Problem details: Lines containing the word "this" are to be counted; state their number and nothing further.

(Pages as source code)
□ □ □ □

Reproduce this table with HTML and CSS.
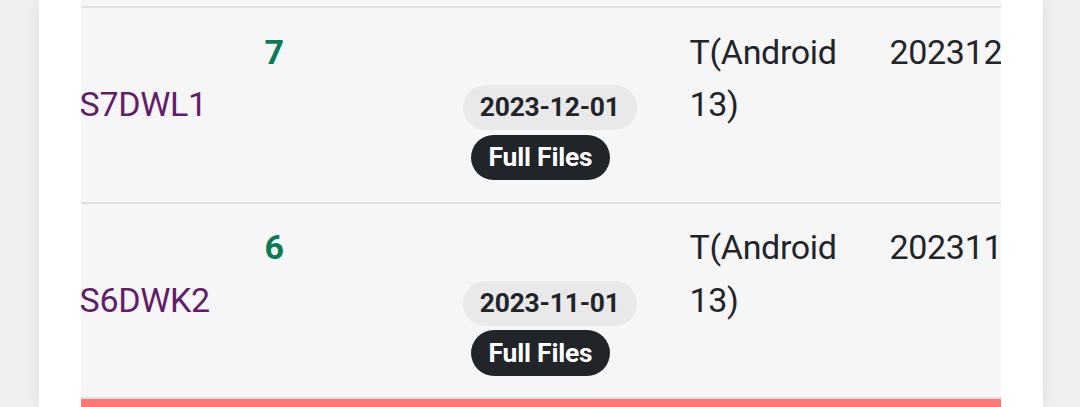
FILE: index.html
```html
<!DOCTYPE html>
<html lang="en">
<head>
<meta charset="utf-8">
<title>Firmware list</title>
<link rel="stylesheet" href="styles.css">
</head>
<body>
<main class="card">
  <div class="scroller">
    <table class="fw-table">
      <colgroup>
        <col class="c-name"><col class="c-ver"><col class="c-date"><col class="c-os"><col class="c-build">
      </colgroup>
      <tbody>
        <tr>
          <td class="name"><br><span>S7DWL1</span></td>
          <td class="ver">7</td>
          <td class="dates"><br><span class="badge light">2023-12-01</span><br><span class="badge dark">Full Files</span></td>
          <td>T(Android 13)</td>
          <td>202312</td>
        </tr>
        <tr>
          <td class="name"><br><span>S6DWK2</span></td>
          <td class="ver">6</td>
          <td class="dates"><br><span class="badge light">2023-11-01</span><br><span class="badge dark">Full Files</span></td>
          <td>T(Android 13)</td>
          <td>202311</td>
        </tr>
        <tr class="danger">
          <td></td><td></td><td></td><td></td><td></td>
        </tr>
      </tbody>
    </table>
  </div>
</main>
</body>
</html>
```
FILE: styles.css
```css
html, body {
  margin: 0;
  padding: 0;
  height: 407px;
  overflow: hidden;
}
body {
  background: #f0f0f0;
  font-family: Roboto, "Noto Sans", sans-serif;
  color: #212529;
}
.card {
  width: 920px;
  height: 407px;
  margin-left: 39px;
  padding: 0 42px;
  background: #ffffff;
  box-shadow: 0 0 16px rgba(0, 0, 0, 0.09);
}
.scroller {
  width: 920px;
  overflow: hidden;
  padding-top: 6px;
  background: #f6f6f6;
}
.fw-table {
  border-collapse: collapse;
  table-layout: fixed;
  width: 1060px;
  margin-left: -20px;
  font-size: 34px;
  letter-spacing: -0.35px;
  line-height: 52.8px;
  border-top: 2px solid #dee2e6;
}
.c-name { width: 186px; }
.c-ver { width: 198px; }
.c-date { width: 227px; }
.c-os { width: 200px; }
.c-build { width: 249px; }
.fw-table td {
  padding: 17.6px;
  vertical-align: top;
  border-bottom: 2px solid #dee2e6;
  background: #f6f6f6;
}
.fw-table td.name {
  color: #611d6b;
  padding-left: 18.6px;
}
.fw-table td.ver {
  color: #077c57;
  font-weight: 700;
}
.badge {
  display: inline-block;
  font-size: 26.4px;
  font-weight: 700;
  line-height: 1;
  letter-spacing: -0.2px;
  padding: 9.2px 17.2px;
  border-radius: 23px;
  white-space: nowrap;
}
.badge.light {
  background: #e9e9e9;
  color: #212529;
}
.badge.dark {
  background: #212529;
  color: #ffffff;
  margin-left: 8px;
  padding: 9.6px 18px;
  vertical-align: 3px;
}
.fw-table tr.danger td {
  background: #ff7676;
  height: 60px;
  border-bottom: 0;
}
```
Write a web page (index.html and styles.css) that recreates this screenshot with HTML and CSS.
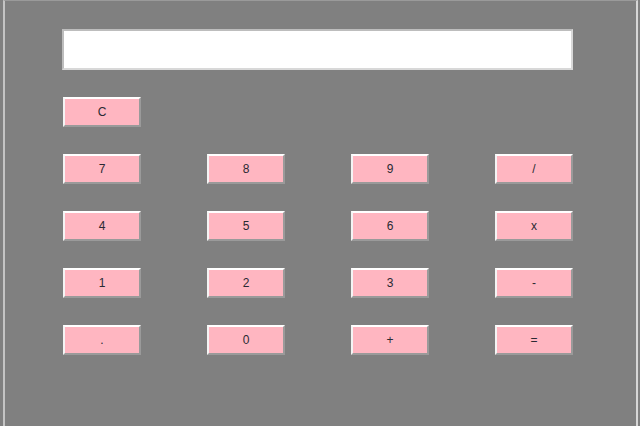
FILE: index.html
```html
<!DOCTYPE html>
<html>
<head>
<meta charset="utf-8">
<link rel="stylesheet" href="styles.css">
</head>
<body>
<div class="frame">
  <div class="calc">
    <div class="display"></div>
    <div class="keys">
      <button class="key">C</button>
      <span class="blank"></span><span class="blank"></span><span class="blank"></span>
      <button class="key">7</button>
      <button class="key">8</button>
      <button class="key">9</button>
      <button class="key">/</button>
      <button class="key">4</button>
      <button class="key">5</button>
      <button class="key">6</button>
      <button class="key">x</button>
      <button class="key">1</button>
      <button class="key">2</button>
      <button class="key">3</button>
      <button class="key">-</button>
      <button class="key">.</button>
      <button class="key">0</button>
      <button class="key">+</button>
      <button class="key">=</button>
    </div>
  </div>
</div>
</body>
</html>
```
FILE: styles.css
```css
html, body {
  margin: 0;
  padding: 0;
  height: 100%;
  background: #808080;
  overflow: hidden;
}
body {
  display: flex;
}
.frame {
  margin-left: 3px;
  width: 635px;
  height: 426px;
  border-left: 2px solid #c4c4c4;
  border-right: 2px solid #d6d6d6;
  border-top: 1px solid #9a9a9a;
  box-sizing: border-box;
  background: #808080;
}
.calc {
  padding: 28px 0 0 57px;
  display: flex;
  flex-direction: column;
  gap: 27px;
}
.display {
  width: 511px;
  height: 41px;
  box-sizing: border-box;
  background: #fff;
  border: 2px solid #bdbdbd;
  border-right-color: #d8d8d8;
  border-bottom-color: #d8d8d8;
}
.keys {
  display: grid;
  grid-template-columns: repeat(4, 78px);
  grid-auto-rows: 30px;
  column-gap: 66px;
  row-gap: 27px;
  margin-left: 1px;
}
.key {
  margin: 0;
  padding: 0;
  background: #ffb6c1;
  border: 2px solid;
  border-color: #ffffff #9a9a9a #9a9a9a #f4f4f4;
  font-family: "Liberation Sans", Arial, sans-serif;
  font-size: 12px;
  color: #2a2a33;
  cursor: default;
}
```
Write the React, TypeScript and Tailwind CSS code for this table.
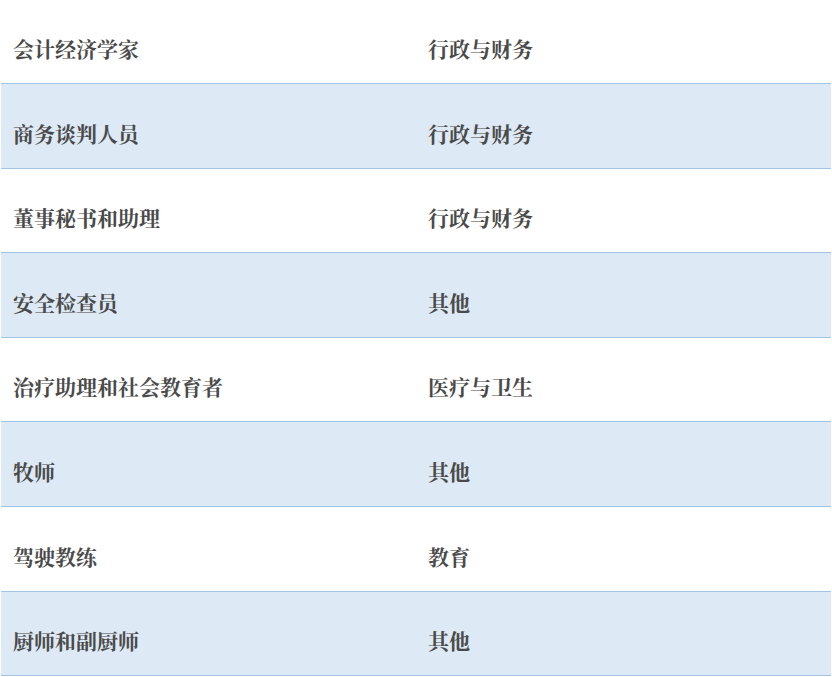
const rows: [string, string][] = [
  ['会计经济学家', '行政与财务'],
  ['商务谈判人员', '行政与财务'],
  ['董事秘书和助理', '行政与财务'],
  ['安全检查员', '其他'],
  ['治疗助理和社会教育者', '医疗与卫生'],
  ['牧师', '其他'],
  ['驾驶教练', '教育'],
  ['厨师和副厨师', '其他'],
];

export default function App() {
  return (
    <div
      className="bg-white w-[832px] h-[677px] overflow-hidden"
      style={{ fontFamily: '"Noto Serif CJK SC", "Liberation Serif", serif' }}
    >
      <div className="ml-px w-[830px] -mt-[0.6px]">
        {rows.map(([job, sector], i) => (
          <div
            key={i}
            className={`grid grid-cols-2 h-[84.6px] border-b border-[#a3c4e4] pt-[15px] items-center text-[21px] font-bold text-[#4a4a4a] ${
              i % 2 === 1 ? 'bg-[#dde9f5]' : 'bg-white'
            }`}
          >
            <div className="pl-3">{job}</div>
            <div className="pl-3">{sector}</div>
          </div>
        ))}
      </div>
    </div>
  );
}
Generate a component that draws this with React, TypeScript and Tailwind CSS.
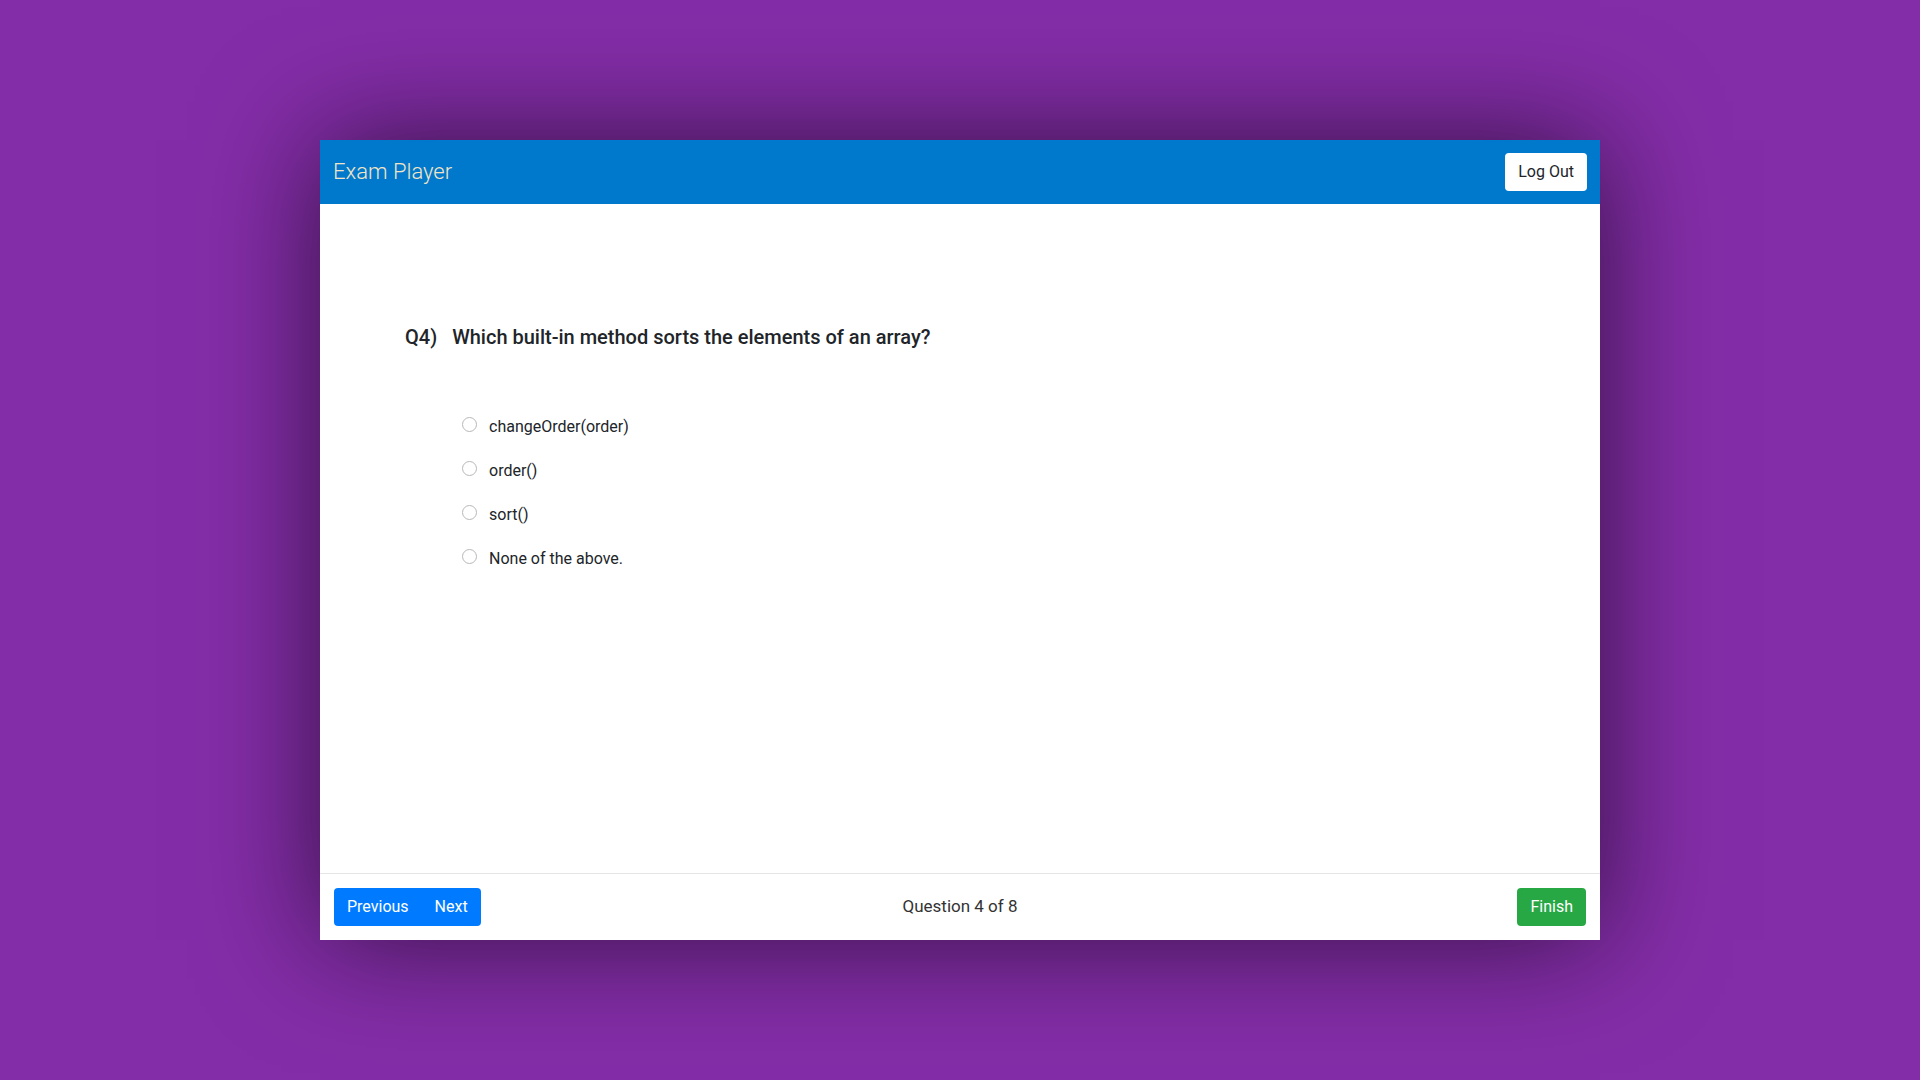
import React, { useState } from 'react';

const options = ['changeOrder(order)', 'order()', 'sort()', 'None of the above.'];

const App: React.FC = () => {
  const [selected, setSelected] = useState<number | null>(null);

  return (
    <div
      className="w-full h-screen flex items-center justify-center bg-[#842da8]"
      style={{ fontFamily: 'Roboto, "Liberation Sans", sans-serif' }}
    >
      <div className="w-[1280px] h-[800px] bg-white flex flex-col shadow-[0_0_110px_rgba(0,0,0,0.62)]">
        <header className="h-[64px] bg-[#0079cc] flex items-center justify-between pl-[13px] pr-[13px]">
          <span className="text-[22px] font-light text-[#f3e4c5] leading-none">Exam Player</span>
          <button className="h-[38px] px-[13px] bg-white rounded text-[16px] text-[#212529]">Log Out</button>
        </header>

        <main className="flex-1 pt-[119px] pl-[85px]">
          <h2 className="flex gap-[15px] text-[20px] font-medium text-[#212529] leading-[28px]">
            <span>Q4)</span>
            <span>Which built-in method sorts the elements of an array?</span>
          </h2>

          <div className="mt-[64px] pl-[57px] flex flex-col gap-[20px]">
            {options.map((opt, i) => (
              <label key={opt} className="flex items-center gap-[12px] h-[24px] text-[16px] text-[#212529] cursor-pointer">
                <span
                  onClick={() => setSelected(i)}
                  className={`w-[15px] h-[15px] rounded-full border -mt-[5px] ${selected === i ? 'border-[#007bff] bg-[#007bff]' : 'border-[#b8b8b8] bg-white'}`}
                />
                <span onClick={() => setSelected(i)}>{opt}</span>
              </label>
            ))}
          </div>
        </main>

        <footer className="border-t border-[#e5e5e5] px-[14px] py-[14px] grid grid-cols-3 items-center">
          <div className="justify-self-start flex bg-[#007bff] rounded h-[38px] text-[16px] text-white">
            <button className="px-[13px]">Previous</button>
            <button className="px-[13px]">Next</button>
          </div>
          <span className="justify-self-center text-[17px] text-[#333]">Question 4 of 8</span>
          <button className="justify-self-end h-[38px] px-[13px] bg-[#28a745] rounded text-[16px] text-white">Finish</button>
        </footer>
      </div>
    </div>
  );
};

export default App;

□ □ □ □

Complete answer: 4